Coordinating with Social Security and Pensions

Many households will rely on external income sources, such as Social Security benefits, pensions, or annuity payouts. You can subtract guaranteed annual income from your desired retirement spending before calculating the settlement. For instance, if you expect $28,000 annually from Social Security at full retirement age, your settlement needs only to cover the remaining lifestyle cost. The Social Security Administration provides a detailed estimator tool that you can access via SSA statements, ensuring that your assumptions reflect actual benefit projections.

Similarly, some public employees receive defined-benefit pensions through state retirement systems or the federal Thrift Savings Plan (TSP). These sources reduce the required settlement but may come with cost-of-living adjustments that differ from CPI, so revisit the numbers annually.

Advanced Tactics for Optimizing Settlement Growth

Expert planners use advanced tactics to fine-tune settlement projections, particularly when dealing with large portfolios or complex income streams. Consider the following strategies:

  1. Tax-Efficient Buckets: Segment assets into taxable, tax-deferred, and tax-free accounts. Draw down taxable assets first to allow tax-advantaged accounts to compound longer, which increases settlement longevity.
  2. Glide Path Adjustments: Shift asset allocation gradually toward more conservative holdings as retirement nears to preserve the settlement. However, maintain enough growth exposure to combat inflation.
  3. Dynamic Withdrawal Rules: Rather than a fixed 4 percent rule, consider guardrail strategies that adjust withdrawals based on portfolio performance. This helps preserve assets during market downturns while allowing larger settlements to fund discretionary spending during bull markets.
  4. Liability Matching: Align fixed income ladders or Treasury Inflation-Protected Securities with known expenses, effectively pre-funding portions of your settlement with predictable cash flows.

In each case, the calculator’s flexibility allows you to input revised return expectations or spending needs to see how the settlement reacts. Regular iterations ensure that adjustments are data-driven rather than emotionally driven.

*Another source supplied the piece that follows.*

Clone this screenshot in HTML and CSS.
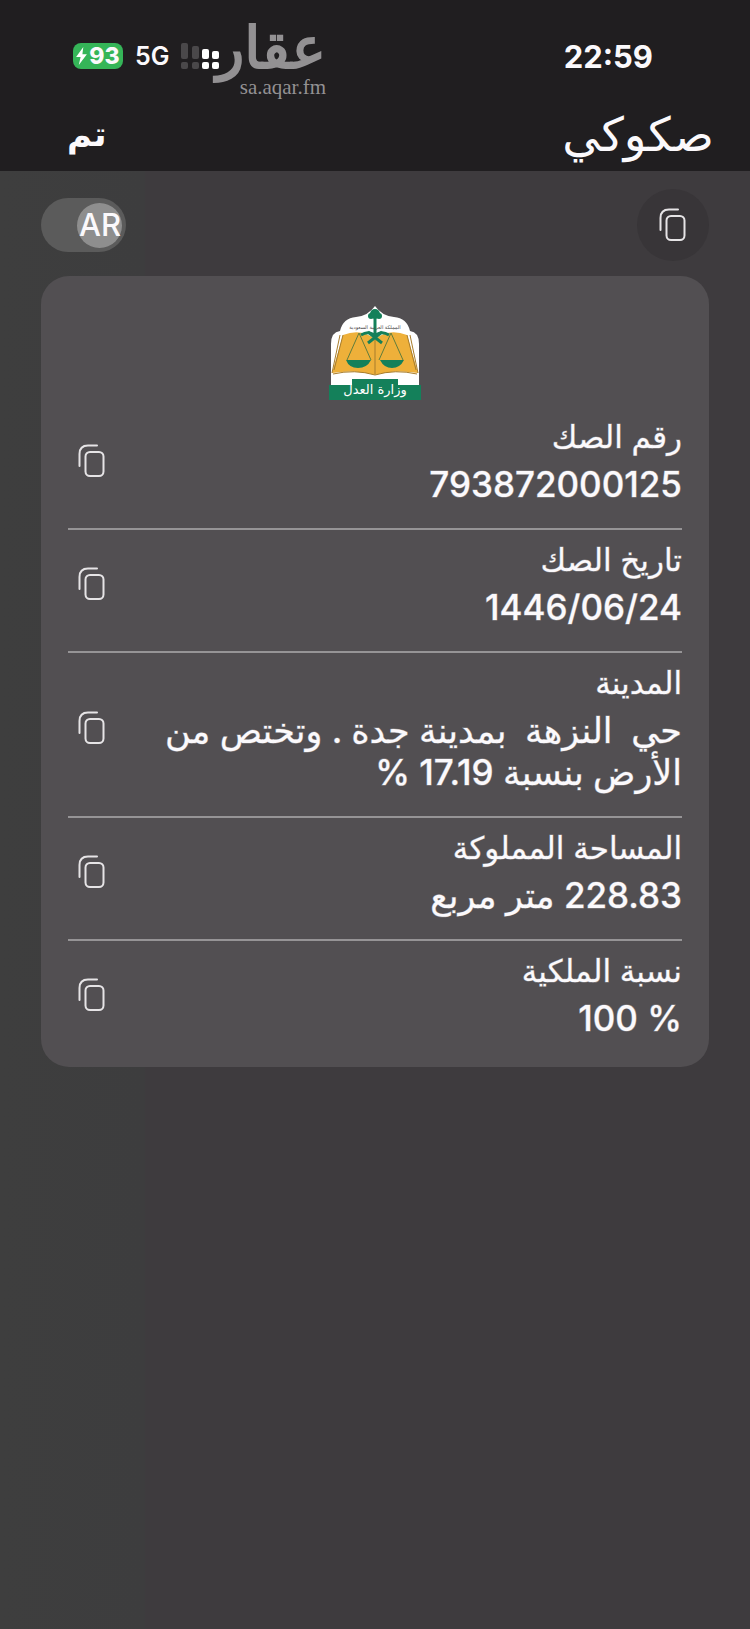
FILE: index.html
```
<!DOCTYPE html>
<html lang="ar" dir="rtl">
  <head>
    <meta charset="UTF-8" />
    <meta name="viewport" content="width=device-width, initial-scale=1.0" />
    <title>صكوكي</title>
    <link rel="stylesheet" href="styles.css">
  </head>
  <body>
    <svg class="sprite" aria-hidden="true">
      <symbol id="copy" viewBox="0 0 28 34">
        <path d="M1.5 22V10Q1.5 1.5 10 1.5H19" />
        <rect x="7.5" y="8" width="18" height="24" rx="4.5" />
      </symbol>
    </svg>

    <header class="header">
      <div class="status-bar">
        <span class="time">22:59</span>
        <div class="indicators" dir="ltr">
          <div class="battery">
            <svg class="bolt" viewBox="0 0 12 20"><path d="M8 0L0 11h5L3 20l9-12H7z" /></svg>
            <span>93</span>
          </div>
          <span class="network">5G</span>
          <svg class="signal" viewBox="0 0 38 26">
            <g class="dim">
              <rect x="0" y="0" width="7" height="16" rx="2" />
              <rect x="11" y="3" width="7" height="13" rx="2" />
              <rect x="0" y="19" width="7" height="7" rx="2" />
              <rect x="11" y="19" width="7" height="7" rx="2" />
            </g>
            <rect x="21" y="6" width="7" height="10" rx="2" />
            <rect x="31" y="8" width="7" height="8" rx="2" />
            <rect x="21" y="19" width="7" height="7" rx="2" />
            <rect x="31" y="19" width="7" height="7" rx="2" />
          </svg>
        </div>
        <div class="watermark">
          <span class="watermark-name">عقار</span>
          <span class="watermark-site" dir="ltr">sa.aqar.fm</span>
        </div>
      </div>
      <div class="title-bar">
        <h1>صكوكي</h1>
        <button class="done">تم</button>
      </div>
    </header>

    <main class="content">
      <div class="toolbar">
        <button class="copy-all" aria-label="نسخ الكل"><svg class="icon"><use href="#copy" /></svg></button>
        <label class="toggle">
          <input type="checkbox" checked />
          <span>AR</span>
        </label>
      </div>

      <section class="card">
        <svg class="emblem" viewBox="0 0 92 94">
          <path class="white" d="M2 84V38Q2 26 11 25Q14 12 27 11Q39 10 46 0Q53 10 65 11Q78 12 81 25Q90 26 90 38V84z" />
          <path class="pages" d="M14 29Q32 22 46 33Q60 22 78 29L89 67Q66 63 46 69Q26 63 3 67z" />
          <path class="page-edge" d="M14 29L5 64M11 29L3 67M78 29L87 64M81 29L89 67M4 68Q26 63 46 69Q66 63 88 68M46 34V68" />
          <path class="beam" d="M30 27L18 54M30 27L42 54M62 27L50 54M62 27L74 54" />
          <path class="swords" d="M46 10V30M32 29Q40 24 46 30Q52 24 60 29M39 37L53 26M53 37L39 26" />
          <circle class="green" cx="46" cy="8" r="5" />
          <circle class="green" cx="42" cy="10" r="3" />
          <circle class="green" cx="50" cy="10" r="3" />
          <path class="green" d="M17 54H42Q38 62 29 62T17 54zM51 54H75Q71 62 63 62T51 54z" />
          <path class="green" d="M0 79H23V73H69V79H92V94H0z" />
          <text class="emblem-top" x="46" y="23">المملكة العربية السعودية</text>
          <text class="emblem-name" x="46" y="88">وزارة العدل</text>
        </svg>

        <div class="row">
          <div class="field">
            <h2>رقم الصك</h2>
            <p>793872000125</p>
          </div>
          <button class="copy" aria-label="نسخ رقم الصك"><svg class="icon"><use href="#copy" /></svg></button>
        </div>
        <div class="row">
          <div class="field">
            <h2>تاريخ الصك</h2>
            <p>1446/06/24</p>
          </div>
          <button class="copy" aria-label="نسخ تاريخ الصك"><svg class="icon"><use href="#copy" /></svg></button>
        </div>
        <div class="row">
          <div class="field">
            <h2>المدينة</h2>
            <p>حي&nbsp; النزهة&nbsp; بمدينة جدة . وتختص من الأرض بنسبة 17.19 %</p>
          </div>
          <button class="copy" aria-label="نسخ المدينة"><svg class="icon"><use href="#copy" /></svg></button>
        </div>
        <div class="row">
          <div class="field">
            <h2>المساحة المملوكة</h2>
            <p>228.83 متر مربع</p>
          </div>
          <button class="copy" aria-label="نسخ المساحة"><svg class="icon"><use href="#copy" /></svg></button>
        </div>
        <div class="row">
          <div class="field">
            <h2>نسبة الملكية</h2>
            <p>% 100</p>
          </div>
          <button class="copy" aria-label="نسخ نسبة الملكية"><svg class="icon"><use href="#copy" /></svg></button>
        </div>
      </section>
    </main>
  </body>
</html>
```

FILE: styles.css
```
* {
  box-sizing: border-box;
}

body {
  margin: 0;
  min-height: 100vh;
  background: linear-gradient(to right, #3e3e3e 0, #3d3d3e 144px, #3e3b3e 146px);
  color: #fbf9fc;
  font-family: Inter, 'DejaVu Sans', sans-serif;
}

h1,
h2,
p {
  margin: 0;
  font-weight: normal;
}

button {
  display: flex;
  align-items: center;
  justify-content: center;
  padding: 0;
  border: none;
  background: none;
  color: inherit;
  font-family: inherit;
  cursor: pointer;
}

.sprite {
  display: none;
}

.icon {
  width: 28px;
  height: 34px;
  fill: none;
  stroke: #e6e4e6;
  stroke-width: 2;
  stroke-linecap: round;
}

.header {
  height: 171px;
  background: #201e20;
}

.status-bar {
  position: relative;
  display: flex;
  align-items: center;
  justify-content: space-between;
  height: 96px;
  padding: 16px 97px 0 73px;
}

.time {
  font-size: 31px;
  font-weight: 700;
}

.indicators {
  display: flex;
  align-items: center;
}

.battery {
  display: flex;
  align-items: center;
  justify-content: center;
  gap: 2px;
  width: 50px;
  height: 26px;
  margin-right: 12px;
  border-radius: 8px;
  background: #35b558;
  font-size: 23px;
  font-weight: 800;
}

.bolt {
  width: 11px;
  height: 18px;
  fill: #fff;
}

.network {
  margin-right: 12px;
  font-size: 25px;
  font-weight: 600;
}

.signal {
  width: 38px;
  height: 26px;
  fill: #fff;
}

.signal .dim {
  fill: #4a484a;
}

.watermark {
  position: absolute;
  top: 20px;
  left: 213px;
  display: flex;
  flex-direction: column;
  width: 113px;
  color: #939193;
}

.watermark-name {
  height: 56px;
  font-family: 'DejaVu Sans', sans-serif;
  font-size: 58px;
  line-height: 56px;
  -webkit-text-stroke: 2px #939193;
}

.watermark-site {
  font-family: 'Liberation Serif', serif;
  font-size: 21px;
  line-height: 22px;
  text-align: right;
}

.title-bar {
  display: flex;
  align-items: center;
  justify-content: space-between;
  height: 75px;
  padding: 0 36px 0 67px;
}

.title-bar h1 {
  font-size: 47px;
  line-height: 60px;
}

.done {
  font-size: 34px;
  font-weight: 700;
}

.content {
  padding: 18px 41px;
}

.toolbar {
  display: flex;
  align-items: center;
  justify-content: space-between;
  height: 72px;
  margin-bottom: 15px;
}

.copy-all {
  width: 72px;
  height: 72px;
  border-radius: 50%;
  background: #383538;
}

.toggle {
  position: relative;
  display: flex;
  font-size: 31px;
  font-weight: 500;
}

.toggle input {
  display: flex;
  align-items: center;
  appearance: none;
  width: 85px;
  height: 54px;
  margin: 0;
  padding: 4px;
  border-radius: 27px;
  background: #5b5b5b;
}

.toggle input::before {
  content: '';
  width: 45px;
  height: 45px;
  border-radius: 50%;
  background: #8e8e8e;
}

.toggle span {
  position: absolute;
  right: 5px;
  line-height: 54px;
}

.card {
  padding: 30px 27px 5px;
  border-radius: 28px;
  background: #524f52;
}

.emblem {
  display: block;
  width: 92px;
  height: 94px;
  margin: 0 auto 7px;
}

.emblem .white {
  fill: #fff;
}

.emblem .pages {
  fill: #eeb03a;
}

.emblem .page-edge {
  fill: none;
  stroke: #a87d2c;
}

.emblem .beam {
  fill: none;
  stroke: #5f7d3c;
}

.emblem .swords {
  fill: none;
  stroke: #14805a;
  stroke-width: 3;
}

.emblem .green {
  fill: #14805a;
}

.emblem text {
  font-family: 'DejaVu Sans', sans-serif;
  text-anchor: middle;
}

.emblem-top {
  fill: #444;
  font-size: 5px;
}

.emblem-name {
  fill: #fff;
  font-size: 13px;
}

.row {
  display: flex;
  align-items: center;
  justify-content: space-between;
  padding: 9px 0 23px;
  border-bottom: 2px solid #969496;
}

.row:last-child {
  border-bottom: none;
}

.field {
  flex: 1;
  -webkit-text-stroke: 1px rgba(251, 249, 252, 0.35);
}

.field h2 {
  margin-bottom: 5px;
  font-size: 31px;
  line-height: 42px;
}

.field p {
  font-size: 35px;
  font-weight: 500;
  line-height: 42px;
}

.copy {
  width: 48px;
  height: 50px;
}
```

Interpreting the Calculator Output

The calculator provides three core metrics: projected retirement balance at your target age, the inflation-adjusted spending requirement, and the settlement shortfall or surplus. The chart compares the assets you are on track to have with the amount you need. If the assets exceed the requirement, you have a surplus settlement, giving you room to upgrade lifestyle or increase legacy goals. If a shortfall appears, consider raising contributions, delaying retirement, or revising spending expectations.

Because the calculator converts everything into future dollars, you can immediately see how inflation changes the picture. For example, someone with $150,000 today and $1,200 monthly contributions might reach around $1.4 million in 30 years at a 6.5 percent return. But if they plan to spend $65,000 annually today, compounded inflation at 2.5 percent means they actually need about $136,000 per year when retirement begins. Funding that over a 25-year retirement requires roughly $2.2 million, so the shortfall becomes evident. Armed with that knowledge, the household might increase contributions to $1,800, seek higher return potential, or lower spending expectations.

Maintaining Momentum and Reviewing Annually

Retirement settlement planning is not a one-time event. Review your numbers annually or whenever your salary changes, a new dependent arrives, or markets shift materially. Use the calculator as a dashboard: input updated savings, contributions, and return expectations to see whether you remain on track. Over time, the gap between projected assets and required settlement should narrow as you make incremental adjustments.

Finally, document your assumptions. Store a note listing the inflation rate, expected return, and spending goals used each year. That record allows you to evaluate whether actual inflation or returns deviated from the plan, prompting strategic adjustments. By following this disciplined approach, you can convert the abstract idea of a “comfortable retirement” into a quantified settlement target, empowering more confident decision-making.